Fast defense checklist
- Slow down on high-impact actions: password resets, payments, MFA approvals, wire changes, and “new device” prompts.
- Verify with a known channel: do not reply inside the message. Use a phone number or app you already trust.
- Assume screenshots can be faked: treat “proof” sent in chat as untrusted until verified elsewhere.
- Protect the control plane: secure email, phone number, and your password manager with strong authentication.
- Teach one script: “I will call you back using the number on the official site.”
Rule of thumb: If someone is trying to make you act fast, they are trying to control your verification behavior.
What social engineering looks like in practice
Most people picture an obvious scam. Real social engineering is often subtle and operational: a plausible request delivered at the moment you are busy, stressed, or eager to resolve a problem.
Common patterns:
- Impersonation: “IT support”, “bank fraud team”, “Meta support”, “your CEO”, “your lawyer”.
- Pretexting: a story that explains why the request is unusual (audit, outage, security incident, compliance).
- Urgency and consequence: “your account will be closed”, “we detected fraud”, “you must verify now”.
- Authority and obedience: job titles, badges, official-looking emails, legal language.
- Reciprocity: they “help” you first, then ask for a favor (codes, access, payment).
The social-engineering map: pretext, ask, payoff
| Pretext | The ask | The payoff |
|---|---|---|
| Account security alert | Click a link, enter credentials, approve an MFA prompt | Account takeover and persistence |
| Payment issue or invoice problem | Update bank details, pay urgently, “test” a transfer | Direct fraud or supply-chain compromise |
| Support and troubleshooting | Install remote access software, share screen, share codes | Device compromise and credential theft |
| HR or legal request | Send documents or personal data | Identity fraud and extortion |
| Friend or coworker in trouble | Send money, gift cards, or a “quick favor” | Cash-out and repeated targeting |
Common channels and modern variants
- Email phishing: fake alerts and fake invoices designed to capture credentials.
- Smishing: SMS messages that exploit urgency (“delivery failed”, “bank fraud”).
- Vishing: phone calls that impersonate support or your bank, often with caller ID spoofing.
- QR phishing: QR codes in posters, emails, or invoices that send you to fake logins.
- MFA fatigue: repeated push prompts until you approve one to make them stop.
- Deepfake assistance: synthetic voice or video used to make impersonation more convincing in high-value fraud.
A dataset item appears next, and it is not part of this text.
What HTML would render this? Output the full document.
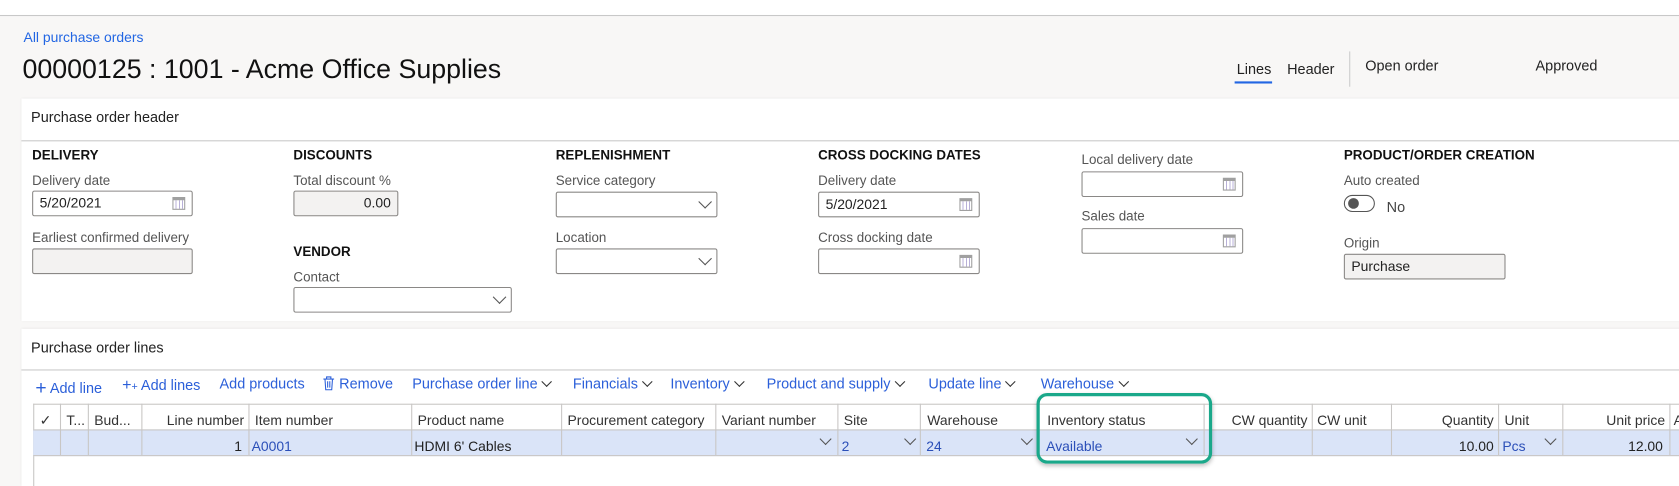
<!DOCTYPE html>
<html><head><meta charset="utf-8"><style>
*{box-sizing:border-box;margin:0;padding:0}
html,body{width:1679px;height:486px;overflow:hidden;background:#fff}
#w{position:absolute;left:0;top:0;width:1568px;height:454px;transform:scale(1.07079);transform-origin:0 0;background:#f8f7f6;font-family:"Liberation Sans",sans-serif;font-size:13px;color:#222;overflow:hidden}
.a{position:absolute;white-space:nowrap}
.top{left:0;top:0;width:1568px;height:15px;background:#fff;border-bottom:1px solid #c8c8c8}
.card{background:#fff;box-shadow:0 0 2px rgba(0,0,0,.12)}
.h{font-weight:bold;font-size:12.5px;color:#111}
.l{color:#555;font-size:12.5px}
.in{border:1px solid #8a8886;border-radius:2px;background:#fff;height:24px;padding:3px 6px;font-size:13px}
.ro{background:#f3f2f1}
.cal{position:absolute;right:6px;top:5px;width:12px;height:12px;border:1px solid #a0a0a0;border-top:3px solid #a0a0a0;background:repeating-linear-gradient(90deg,#fff 0 2px,#b8b0d8 2px 3px)}
.dd{position:absolute;right:6px;top:4px;width:9px;height:9px;border-right:1.3px solid #555;border-bottom:1.3px solid #555;transform:rotate(45deg)}
.blue{color:#2266e3}
.tb{top:351px;color:#2b5fd9;font-size:13.5px}
.cv{display:inline-block;width:7px;height:7px;border-right:1.2px solid #333;border-bottom:1.2px solid #333;transform:rotate(45deg);margin-left:5px;position:relative;top:-3px}
.c{position:absolute;top:0;height:48px;border-left:1px solid #c8c6c4}
.hd{position:absolute;top:8px;font-size:13px;color:#333}
.dt{position:absolute;top:32px;font-size:13px}
.gdd{position:absolute;top:29px;width:8px;height:8px;border-right:1.2px solid #555;border-bottom:1.2px solid #555;transform:rotate(45deg)}
</style></head><body><div id="w">
<div class="a top"></div>
<div class="a blue" style="left:22px;top:27px;font-size:13px">All purchase orders</div>
<div class="a" style="left:21px;top:51px;font-size:25px;color:#111">00000125 : 1001 - Acme Office Supplies</div>
<div class="a" style="left:1155px;top:57px;font-size:13.5px">Lines</div>
<div class="a" style="left:1153px;top:76px;width:35px;height:2px;background:#2266e3"></div>
<div class="a" style="left:1202px;top:57px;font-size:13.5px">Header</div>
<div class="a" style="left:1260px;top:48px;width:1px;height:33px;background:#ccc"></div>
<div class="a" style="left:1275px;top:54px;font-size:13.5px">Open order</div>
<div class="a" style="left:1434px;top:54px;font-size:13.5px">Approved</div>

<div class="a card" style="left:20px;top:92px;width:1560px;height:208px"></div>
<div class="a" style="left:29px;top:102px;font-size:13.5px">Purchase order header</div>
<div class="a" style="left:20px;top:131px;width:1548px;height:1px;background:#c8c8c8"></div>

<div class="a h" style="left:30px;top:138px">DELIVERY</div>
<div class="a l" style="left:30px;top:162px">Delivery date</div>
<div class="a in" style="left:30px;top:178px;width:150px">5/20/2021<span class="cal"></span></div>
<div class="a l" style="left:30px;top:215px">Earliest confirmed delivery</div>
<div class="a in ro" style="left:30px;top:232px;width:150px"></div>

<div class="a h" style="left:274px;top:138px">DISCOUNTS</div>
<div class="a l" style="left:274px;top:162px">Total discount %</div>
<div class="a in ro" style="left:274px;top:178px;width:98px;text-align:right">0.00</div>
<div class="a h" style="left:274px;top:228px">VENDOR</div>
<div class="a l" style="left:274px;top:252px">Contact</div>
<div class="a in" style="left:274px;top:268px;width:204px"><span class="dd"></span></div>

<div class="a h" style="left:519px;top:138px">REPLENISHMENT</div>
<div class="a l" style="left:519px;top:162px">Service category</div>
<div class="a in" style="left:519px;top:179px;width:151px"><span class="dd"></span></div>
<div class="a l" style="left:519px;top:215px">Location</div>
<div class="a in" style="left:519px;top:232px;width:151px"><span class="dd"></span></div>

<div class="a h" style="left:764px;top:138px">CROSS DOCKING DATES</div>
<div class="a l" style="left:764px;top:162px">Delivery date</div>
<div class="a in" style="left:764px;top:179px;width:151px">5/20/2021<span class="cal"></span></div>
<div class="a l" style="left:764px;top:215px">Cross docking date</div>
<div class="a in" style="left:764px;top:232px;width:151px"><span class="cal"></span></div>

<div class="a l" style="left:1010px;top:142px">Local delivery date</div>
<div class="a in" style="left:1010px;top:160px;width:151px"><span class="cal"></span></div>
<div class="a l" style="left:1010px;top:195px">Sales date</div>
<div class="a in" style="left:1010px;top:213px;width:151px"><span class="cal"></span></div>

<div class="a h" style="left:1255px;top:138px">PRODUCT/ORDER CREATION</div>
<div class="a l" style="left:1255px;top:162px">Auto created</div>
<div class="a" style="left:1255px;top:182px;width:29px;height:16px;border:1px solid #555;border-radius:8px"><span style="position:absolute;left:3px;top:2px;width:10px;height:10px;border-radius:5px;background:#555"></span></div>
<div class="a" style="left:1295px;top:186px;font-size:13.5px;color:#444">No</div>
<div class="a l" style="left:1255px;top:220px">Origin</div>
<div class="a in ro" style="left:1255px;top:237px;width:151px">Purchase</div>

<div class="a card" style="left:20px;top:307px;width:1560px;height:147px"></div>
<div class="a" style="left:29px;top:317px;font-size:13.5px">Purchase order lines</div>
<div class="a" style="left:20px;top:345px;width:1548px;height:1px;background:#c8c8c8"></div>

<div class="a tb" style="left:33px"><span style="font-size:18px;position:relative;top:1px">+</span> Add line</div>
<div class="a tb" style="left:114px"><span style="font-size:15px">+</span><span style="font-size:10px">+</span> Add lines</div>
<div class="a tb" style="left:205px">Add products</div>
<div class="a tb" style="left:301px"><svg width="12" height="14" viewBox="0 0 12 14" style="vertical-align:-2px"><path d="M1 3h10M4 3V1h4v2M2.5 3l.7 10h5.6l.7-10M5 5v6M7 5v6" fill="none" stroke="#2b5fd9" stroke-width="1"/></svg> Remove</div>
<div class="a tb" style="left:385px">Purchase order line<span class="cv"></span></div>
<div class="a tb" style="left:535px">Financials<span class="cv"></span></div>
<div class="a tb" style="left:626px">Inventory<span class="cv"></span></div>
<div class="a tb" style="left:716px">Product and supply<span class="cv"></span></div>
<div class="a tb" style="left:867px">Update line<span class="cv"></span></div>
<div class="a tb" style="left:972px">Warehouse<span class="cv"></span></div>

<div class="a" style="left:31px;top:377px;width:1537px;height:77px;border-left:1px solid #c8c6c4;border-top:1px solid #c8c6c4"></div>
<div class="a" style="left:31px;top:401px;width:1537px;height:25px;background:#dae4f8;border-top:1px solid #c8c6c4;border-bottom:1px solid #c8c6c4"></div>
<div class="a" style="left:31px;top:377px;width:1537px;height:49px">
<div class="c" style="left:25px"></div><div class="c" style="left:51px"></div><div class="c" style="left:101px"></div><div class="c" style="left:201px"></div><div class="c" style="left:353px"></div><div class="c" style="left:493px"></div><div class="c" style="left:637px"></div><div class="c" style="left:751px"></div><div class="c" style="left:828px"></div><div class="c" style="left:937px"></div><div class="c" style="left:1093px"></div><div class="c" style="left:1194px"></div><div class="c" style="left:1268px"></div><div class="c" style="left:1368px"></div><div class="c" style="left:1428px"></div><div class="c" style="left:1528px"></div>
<div class="hd" style="left:6px">✓</div>
<div class="hd" style="left:31px">T...</div>
<div class="hd" style="left:57px">Bud...</div>
<div class="hd" style="left:101px;width:96px;text-align:right">Line number</div>
<div class="hd" style="left:207px">Item number</div>
<div class="hd" style="left:359px">Product name</div>
<div class="hd" style="left:499px">Procurement category</div>
<div class="hd" style="left:643px">Variant number</div>
<div class="hd" style="left:757px">Site</div>
<div class="hd" style="left:835px">Warehouse</div>
<div class="hd" style="left:947px">Inventory status</div>
<div class="hd" style="left:1093px;width:97px;text-align:right">CW quantity</div>
<div class="hd" style="left:1199px">CW unit</div>
<div class="hd" style="left:1268px;width:96px;text-align:right">Quantity</div>
<div class="hd" style="left:1374px">Unit</div>
<div class="hd" style="left:1428px;width:96px;text-align:right">Unit price</div>
<div class="hd" style="left:1532px">A</div>
<div class="dt" style="left:101px;width:94px;text-align:right">1</div>
<div class="dt blue" style="left:204px;color:#2b4fb8">A0001</div>
<div class="dt" style="left:356px">HDMI 6' Cables</div>
<div class="gdd" style="left:736px"></div>
<div class="dt" style="left:755px;color:#2b4fb8">2</div><div class="gdd" style="left:815px"></div>
<div class="dt" style="left:834px;color:#2b4fb8">24</div><div class="gdd" style="left:924px"></div>
<div class="dt" style="left:946px;color:#2b4fb8">Available</div><div class="gdd" style="left:1078px"></div>
<div class="dt" style="left:1268px;width:96px;text-align:right">10.00</div>
<div class="dt" style="left:1372px;color:#2b4fb8">Pcs</div><div class="gdd" style="left:1413px"></div>
<div class="dt" style="left:1428px;width:94px;text-align:right">12.00</div>
</div>
<div class="a" style="left:968px;top:367px;width:164px;height:66px;border:3px solid #1aa88a;border-radius:10px;box-shadow:0 2px 4px rgba(0,0,0,.25)"></div>
</div></body></html>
The defense is the same across channels: do not act inside the attacker’s channel. Verify using your channel, on your timeline.
Why it works, even on smart people
Social engineering is not about intelligence. It is about context control. Attackers try to shape the environment where verification is unlikely:
- Time pressure: your brain shortcuts under urgency.
- Channel pressure: they keep you inside email or chat where they control the narrative.
- Identity pressure: they leverage roles and relationships (boss, client, family).
- Shame pressure: they make you feel foolish for needing to verify.
Common mistake: trying to “spot scams” by vibe. The safer approach is to use a fixed verification process for high-impact actions.
How to defend as an individual
- Harden your email account: email controls password resets. Use strong authentication and review sessions.
- Use a password manager: it blocks many fake sites because it will not autofill on lookalike domains.
- Prefer app-based verification: do not read codes to anyone. Do not approve unexpected MFA prompts.
- Learn two checks: domain check (is it really the company) and channel check (did I navigate there myself).
A simple “family verification script”
Many scams succeed because families do not have a shared verification habit. A practical script:
- If someone asks for money or codes, you hang up and call back using a saved number.
- If someone claims urgency (“my phone broke”), you ask one question only the real person would know.
- If the request involves a new payment method, you wait. Time pressure is the scam engine.
These scripts sound basic. They work because they break channel control and urgency, which are the attacker’s main levers.
Companion guides:
How to defend as a business
Training helps, but process prevents. Most successful attacks exploit missing process around approvals, payments, and access.
- Payment change control: bank detail changes require out-of-band verification and a waiting period.
- MFA approval rules: define what an “unexpected prompt” means and what to do (deny, report, reset).
- Support impersonation policy: no employee installs remote access tools because a stranger told them to.
- Role separation: the person who requests payment is not the person who approves it.
A “two-person rule” that blocks most high-value fraud
If you run a team, a simple operational control makes a huge difference: any new payee, any bank detail change, or any wire request requires a second person to verify using a known channel. This prevents single-inbox compromise from becoming money loss.
If you think you fell for it
Containment matters more than analysis. Do not spend hours trying to “figure out how they did it” before you lock down access.
- Change passwords for the affected account from a clean device.
- Secure your email account and review forwarding rules.
- Log out unknown sessions and revoke connected apps.
- Enable strong authentication and store backup codes safely.
Use how to check if you have been hacked and what to do first for a controlled cleanup sequence.
Authoritative guidance
Social engineering will not disappear because it is the cheapest attack method. Your advantage is also about cost. When you make verification routine, you raise the attacker’s cost and lower your error rate. That is the goal: fewer fast mistakes, fewer irreversible actions, and faster recovery when something slips through.
If you treat verification as part of normal operations, not as a special “security mode”, you stop being an easy target. The attacker can still send messages, but they cannot reliably force outcomes. That is the difference between a scam and an incident.